While this agency fee debate is the biggest one facing labor in the courts right now, Garden outlined a number of other issues of major concern.
Another big one is compulsory arbitration agreements. Beginning in 2012, the National Labor Relations Board began taking the position that agreements requiring workers to pursue any and all legal claims against their employers in individual arbitration — rather than through a union process — were violations of labor law, Garden explained. Existing law “protects workers’ rights to try to remedy those grievances on a collective basis,” she said.
Garden expects that some business owner will be able to go before of the Supreme Court soon to argue for his or her right to force employees into individual arbitration, rather than allowing unions to handle such disputes. As with the agency fee issue, odds are high that the four current conservatives on the bench, plus a new Trump appointee, will side against worker rights to union representation in these cases.
“I think we’ve seen, in this election, the effects the weakened labor movement can have on electoral outcomes,” Garden added. “The decline of good jobs in the Rust Belt and the decline of unions have gone hand in hand.”
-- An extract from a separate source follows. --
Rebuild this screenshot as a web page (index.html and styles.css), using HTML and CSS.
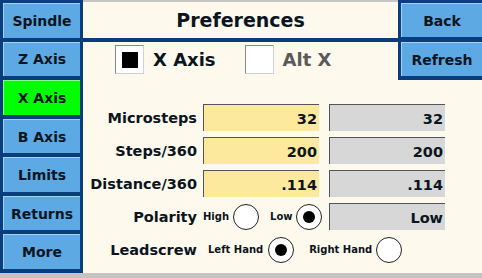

That’s the vicious cycle that Republicans have set up and one we have every reason to believe that Trump — who has tried to squelch union organizing at his Las Vegas hotel — will continue. They generally have undermined and weakened union and labor standards, which negatively affects the ability of Democrats to organize workers. That lowers Democratic turnout at the polls, which helps elect Republicans, who in turn continue to attack labor organizers and erode workplace rights.
And while it’s fun to focus on personality and cultural issues and blame those things for low voter turnout in the Rust Belt states, these Republican actions strongly suggest that GOP strategists believe the decline of organized labor is to blame. From their point of view, it’s the gift that keeps on giving.
Editor’s note: This story has been updated. An earlier version of this article had inaccurately suggested there may be serious court challenges to state and local minimum wage laws.